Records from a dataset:
※ ※ ※

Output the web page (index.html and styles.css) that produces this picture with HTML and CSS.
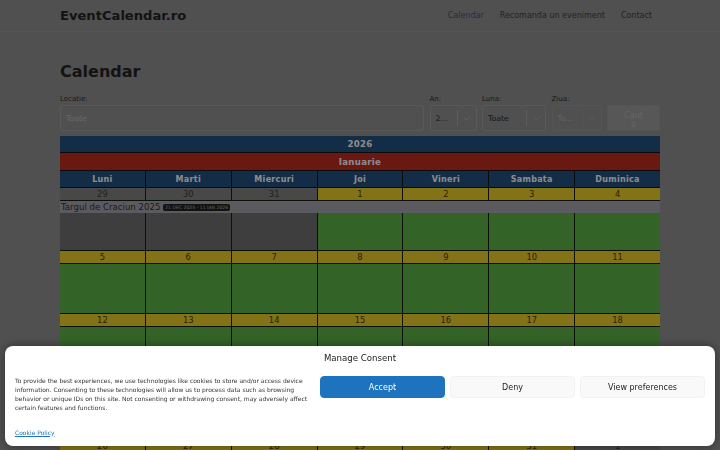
FILE: index.html
```html
<!DOCTYPE html>
<html lang="ro">
<head>
<meta charset="utf-8">
<title>Calendar - EventCalendar.ro</title>
<link rel="stylesheet" href="styles.css">
</head>
<body>
<header class="site-header">
  <div class="container header-inner">
    <a class="logo" href="#">EventCalendar.ro</a>
    <nav class="main-nav">
      <a class="active" href="#">Calendar</a>
      <a href="#">Recomanda un eveniment</a>
      <a href="#">Contact</a>
    </nav>
  </div>
</header>

<main class="container">
  <h1 class="page-title">Calendar</h1>

  <form class="filters">
    <div class="field">
      <label>Locatie:</label>
      <div class="input">Toate</div>
    </div>
    <div class="field">
      <label>An:</label>
      <div class="select"><span class="select-value">2...</span><span class="select-arrow"><svg viewBox="0 0 8 5" width="7" height="5"><path d="M0.5 0.5 L4 4 L7.5 0.5" fill="none" stroke="currentColor" stroke-width="1"/></svg></span></div>
    </div>
    <div class="field">
      <label>Luna:</label>
      <div class="select"><span class="select-value dark">Toate</span><span class="select-arrow"><svg viewBox="0 0 8 5" width="7" height="5"><path d="M0.5 0.5 L4 4 L7.5 0.5" fill="none" stroke="currentColor" stroke-width="1"/></svg></span></div>
    </div>
    <div class="field">
      <label>Ziua:</label>
      <div class="select disabled"><span class="select-value">To...</span><span class="select-arrow"><svg viewBox="0 0 8 5" width="7" height="5"><path d="M0.5 0.5 L4 4 L7.5 0.5" fill="none" stroke="currentColor" stroke-width="1"/></svg></span></div>
    </div>
    <div class="field">
      <label>&nbsp;</label>
      <button type="button" class="search-btn">Cauta</button>
    </div>
  </form>

  <div class="calendar">
    <div class="cal-year">2026</div>
    <div class="cal-month">Ianuarie</div>
    <div class="cal-weekdays">
      <div>Luni</div><div>Marti</div><div>Miercuri</div><div>Joi</div><div>Vineri</div><div>Sambata</div><div>Duminica</div>
    </div>

    <div class="week">
      <div class="num other">29</div><div class="num other">30</div><div class="num other">31</div><div class="num">1</div><div class="num">2</div><div class="num">3</div><div class="num">4</div>
      <div class="day other"></div><div class="day other"></div><div class="day other"></div><div class="day"></div><div class="day"></div><div class="day"></div><div class="day"></div>
      <div class="event-bar">Targul de Craciun 2025 <span class="event-date">21 DEC 2025 - 11 IAN 2026</span></div>
    </div>

    <div class="week">
      <div class="num">5</div><div class="num">6</div><div class="num">7</div><div class="num">8</div><div class="num">9</div><div class="num">10</div><div class="num">11</div>
      <div class="day"></div><div class="day"></div><div class="day"></div><div class="day"></div><div class="day"></div><div class="day"></div><div class="day"></div>
    </div>

    <div class="week">
      <div class="num">12</div><div class="num">13</div><div class="num">14</div><div class="num">15</div><div class="num">16</div><div class="num">17</div><div class="num">18</div>
      <div class="day"></div><div class="day"></div><div class="day"></div><div class="day"></div><div class="day"></div><div class="day"></div><div class="day"></div>
    </div>

    <div class="week">
      <div class="num">19</div><div class="num">20</div><div class="num">21</div><div class="num">22</div><div class="num">23</div><div class="num">24</div><div class="num">25</div>
      <div class="day"></div><div class="day"></div><div class="day"></div><div class="day"></div><div class="day"></div><div class="day"></div><div class="day"></div>
    </div>

    <div class="week">
      <div class="num">26</div><div class="num">27</div><div class="num">28</div><div class="num">29</div><div class="num">30</div><div class="num">31</div><div class="num other">1</div>
      <div class="day"></div><div class="day"></div><div class="day"></div><div class="day"></div><div class="day"></div><div class="day"></div><div class="day other"></div>
    </div>
  </div>
</main>

<div class="backdrop"></div>

<div class="consent" role="dialog" aria-label="Manage Consent">
  <div class="consent-title">Manage Consent</div>
  <p class="consent-message">To provide the best experiences, we use technologies like cookies to store and/or access device information. Consenting to these technologies will allow us to process data such as browsing behavior or unique IDs on this site. Not consenting or withdrawing consent, may adversely affect certain features and functions.</p>
  <div class="consent-buttons">
    <button type="button" class="btn btn-accept">Accept</button>
    <button type="button" class="btn">Deny</button>
    <button type="button" class="btn">View preferences</button>
  </div>
  <div class="consent-links"><a href="#">Cookie Policy</a></div>
</div>
</body>
</html>
```

FILE: styles.css
```css
* { box-sizing: border-box; }

html, body {
  margin: 0;
  padding: 0;
}

body {
  font-family: "DejaVu Sans", "Noto Sans", sans-serif;
  background: #929292;
  color: #242424;
}

a { text-decoration: none; color: inherit; }

.container {
  width: 600px;
  margin: 0 auto;
}

/* top bar */
.site-header {
  border-bottom: 1px solid #9c9c9c;
}

.header-inner {
  height: 31px;
  display: flex;
  align-items: center;
  justify-content: space-between;
}

.logo {
  font-size: 13.1px;
  font-weight: bold;
  color: #242424;
}

.main-nav {
  display: flex;
  gap: 16px;
  font-size: 8px;
  padding-right: 8px;
}

.main-nav a { color: #404040; }
.main-nav a.active { color: #3a5680; }

/* heading */
.page-title {
  margin: 30px 0 0;
  font-size: 16px;
  line-height: 20px;
  font-weight: bold;
  color: #242424;
}

/* filter form */
.filters {
  margin-top: 13px;
  display: grid;
  grid-template-columns: 364px 47px 64px 50px 53px;
  column-gap: 5.5px;
}

.field label {
  display: block;
  font-size: 7px;
  line-height: 9px;
  height: 9px;
  margin-bottom: 1px;
  color: #2e2e2e;
}

.input,
.select {
  height: 26px;
  border: 1px solid #a2a2a2;
  border-radius: 2px;
  background: #939393;
  font-size: 7.8px;
  display: flex;
  align-items: center;
}

.input {
  padding-left: 5px;
  color: #bdbdbd;
}

.select-value {
  flex: 1;
  padding-left: 5px;
  color: #3a3a3a;
  white-space: nowrap;
  overflow: hidden;
}

.select-value.dark { color: #2a2a2a; }

.select-arrow {
  width: 19px;
  height: 16px;
  border-left: 1px solid #a8a8a8;
  display: flex;
  align-items: center;
  justify-content: center;
  color: #b0b0b0;
}

.select.disabled {
  border-color: #9a9a9a;
}

.select.disabled .select-value { color: #b4b4b4; }
.select.disabled .select-arrow { color: #a8a8a8; border-left-color: #9c9c9c; }

.search-btn {
  width: 100%;
  height: 26px;
  padding: 3px 14px 0;
  border: 1px solid #9c9c9c;
  border-radius: 2px;
  background: #9e9e9e;
  color: #b8b8b8;
  font-family: inherit;
  font-size: 8px;
  line-height: 9px;
  word-break: break-all;
}

/* calendar */
.calendar {
  margin-top: 5px;
  color: #fff;
}

.cal-year,
.cal-month {
  text-align: center;
  font-weight: bold;
  font-size: 8.6px;
  border-bottom: 1px solid #141414;
  letter-spacing: 0.3px;
}

.cal-year {
  height: 17px;
  line-height: 17px;
  background: #245380;
}

.cal-month {
  height: 18px;
  line-height: 18px;
  background: #c22d22;
}

.cal-weekdays {
  display: grid;
  grid-template-columns: repeat(7, 1fr);
  column-gap: 1px;
  background: #141414;
  border-bottom: 1px solid #141414;
}

.cal-weekdays div {
  height: 16px;
  line-height: 17px;
  text-align: center;
  font-weight: bold;
  font-size: 8px;
  background: #245380;
  letter-spacing: 0.3px;
}

/* one week: a row of day numbers over a row of day cells */
.week {
  display: grid;
  grid-template-columns: repeat(7, 1fr);
  grid-template-rows: 12px 49px;
  gap: 1px;
  background: #142010;
  border-bottom: 1px solid #142010;
}

.num {
  grid-row: 1;
  background: #f0cf2a;
  color: #4a3c10;
  text-align: center;
  font-size: 8.4px;
  line-height: 12px;
}

.num.other {
  background: #838383;
  color: #3a3a3a;
}

.day {
  grid-row: 2;
  background: #5fb447;
}

.day:nth-child(8)  { grid-column: 1; }
.day:nth-child(9)  { grid-column: 2; }
.day:nth-child(10) { grid-column: 3; }
.day:nth-child(11) { grid-column: 4; }
.day:nth-child(12) { grid-column: 5; }
.day:nth-child(13) { grid-column: 6; }
.day:nth-child(14) { grid-column: 7; }

.day.other { background: #727272; }

.event-bar {
  grid-row: 2;
  grid-column: 1 / -1;
  align-self: start;
  height: 12px;
  background: #a7a7ae;
  color: #2e2e2e;
  font-size: 8.6px;
  line-height: 12px;
  padding-left: 1px;
  white-space: nowrap;
  z-index: 1;
}

.event-date {
  display: inline-block;
  vertical-align: 1px;
  background: #222;
  color: #b8b8b8;
  font-size: 4.6px;
  line-height: 7px;
  padding: 0 2px;
  border-radius: 2px;
}

/* modal backdrop */
.backdrop {
  position: fixed;
  inset: 0;
  background: rgba(0, 0, 0, 0.45);
  z-index: 5;
}

/* cookie consent banner */
.consent {
  position: fixed;
  left: 5px;
  right: 5px;
  bottom: 4px;
  height: 100px;
  z-index: 6;
  background: #fff;
  border-radius: 8px;
  box-shadow: 0 0 10px rgba(0, 0, 0, 0.4);
  padding: 6px 10px 0;
  display: grid;
  grid-template-columns: 295px 1fr;
  grid-template-rows: 12px auto auto;
  column-gap: 10px;
  grid-template-areas:
    "title title"
    "msg btns"
    "links links";
  color: #222;
}

.consent-title {
  grid-area: title;
  text-align: center;
  font-size: 8.6px;
  line-height: 12px;
  color: #222;
}

.consent-message {
  grid-area: msg;
  margin: 12px 0 0;
  font-size: 6px;
  line-height: 9px;
  color: #333;
}

.consent-buttons {
  grid-area: btns;
  margin-top: 12px;
  display: grid;
  grid-template-columns: repeat(3, 1fr);
  gap: 5px;
  align-self: start;
}

.btn {
  height: 22px;
  border: 1px solid #f2f2f2;
  border-radius: 4px;
  background: #f9f9f9;
  color: #222;
  font-family: inherit;
  font-size: 8px;
  padding: 0;
}

.btn-accept {
  background: #1e73be;
  border-color: #1e73be;
  color: #fff;
}

.consent-links {
  grid-area: links;
  margin-top: 7px;
  font-size: 6px;
  line-height: 8px;
}

.consent-links a {
  color: #1e73be;
  text-decoration: underline;
}
```
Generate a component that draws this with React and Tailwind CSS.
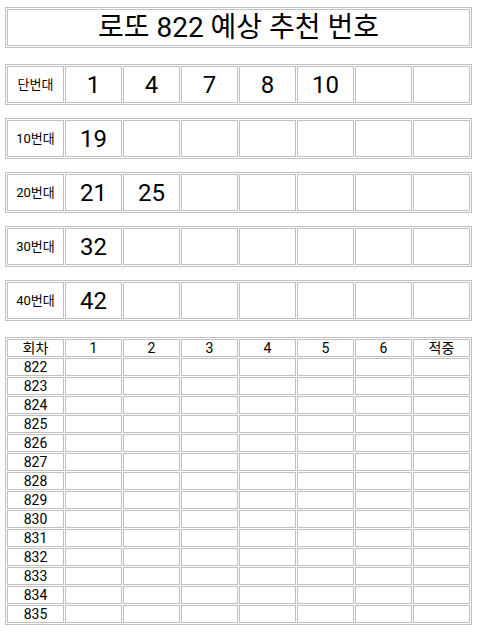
import React from 'react';

const ranges = [
    { label: '단번대', nums: [1, 4, 7, 8, 10] },
    { label: '10번대', nums: [19] },
    { label: '20번대', nums: [21, 25] },
    { label: '30번대', nums: [32] },
    { label: '40번대', nums: [42] },
];

const rounds = Array.from({ length: 14 }, (_, i) => 822 + i);

const cell = 'border border-[#c0c0c0] p-0';

function RangeTable({ label, nums, first }) {
    const cells = [...nums, ...Array(7 - nums.length).fill('')];
    return (
        <table className={`w-full table-fixed border-separate border-spacing-[1px] border border-[#c0c0c0] ${first ? 'mt-[16px]' : 'mt-[13px]'}`}>
            <tbody>
                <tr>
                    <td className={`${cell} h-[37px] text-center text-[13px] leading-none`}>{label}</td>
                    {cells.map((n, i) => (
                        <td key={i} className={`${cell} h-[37px] text-center text-[24px] leading-none`}>{n}</td>
                    ))}
                </tr>
            </tbody>
        </table>
    );
}

export default function App() {
    return (
        <div className="px-[5px] pt-[7px] pb-[8px] bg-white text-black" style={{ fontFamily: 'Roboto, "Noto Sans CJK KR", sans-serif' }}>
            {/* title */}
            <table className="w-full border-separate border-spacing-[1px] border border-[#c0c0c0]">
                <tbody>
                    <tr>
                        <td className={`${cell} h-[37px] text-center text-[28px] leading-none`}>로또 822 예상 추천 번호</td>
                    </tr>
                </tbody>
            </table>

            {ranges.map((r, i) => (
                <RangeTable key={r.label} label={r.label} nums={r.nums} first={i === 0} />
            ))}

            {/* history table */}
            <table className="w-full table-fixed border-separate border-spacing-[1px] border border-[#c0c0c0] mt-[16px]">
                <thead>
                    <tr>
                        {['회차', '1', '2', '3', '4', '5', '6', '적중'].map((h) => (
                            <th key={h} className={`${cell} h-[18px] text-center text-[14px] font-normal leading-none`}>{h}</th>
                        ))}
                    </tr>
                </thead>
                <tbody>
                    {rounds.map((r) => (
                        <tr key={r}>
                            <td className={`${cell} h-[18px] text-center text-[14px] leading-none`}>{r}</td>
                            {Array.from({ length: 7 }).map((_, i) => (
                                <td key={i} className={`${cell} h-[18px]`}></td>
                            ))}
                        </tr>
                    ))}
                </tbody>
            </table>
        </div>
    );
}
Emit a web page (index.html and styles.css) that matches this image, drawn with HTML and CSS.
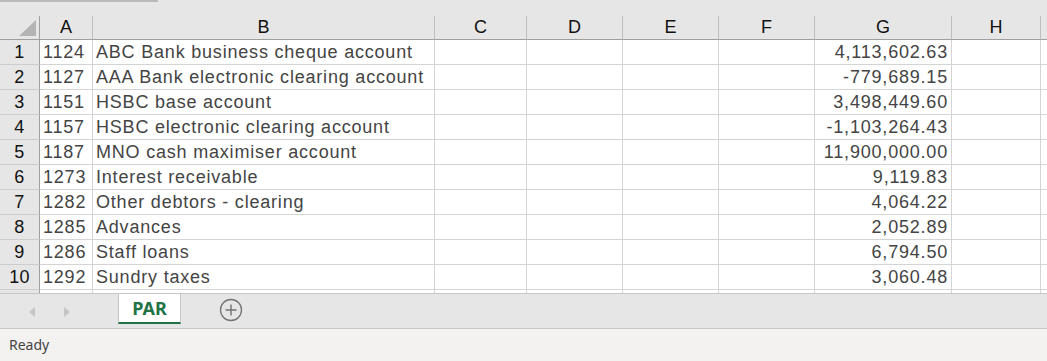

※ ※ ※

### WHAT THE EXERCISE ASKS:
From the material above, reproduce only what runs from the line holding "Generate a component" down to the line holding "const cell = 'border border-[#c0c0c0] p-0';", both included, pictures excluded.

### SOLUTION TO THE PROBLEM:
Generate a component that draws this with React and Tailwind CSS.
import React from 'react';

const ranges = [
    { label: '단번대', nums: [1, 4, 7, 8, 10] },
    { label: '10번대', nums: [19] },
    { label: '20번대', nums: [21, 25] },
    { label: '30번대', nums: [32] },
    { label: '40번대', nums: [42] },
];

const rounds = Array.from({ length: 14 }, (_, i) => 822 + i);

const cell = 'border border-[#c0c0c0] p-0';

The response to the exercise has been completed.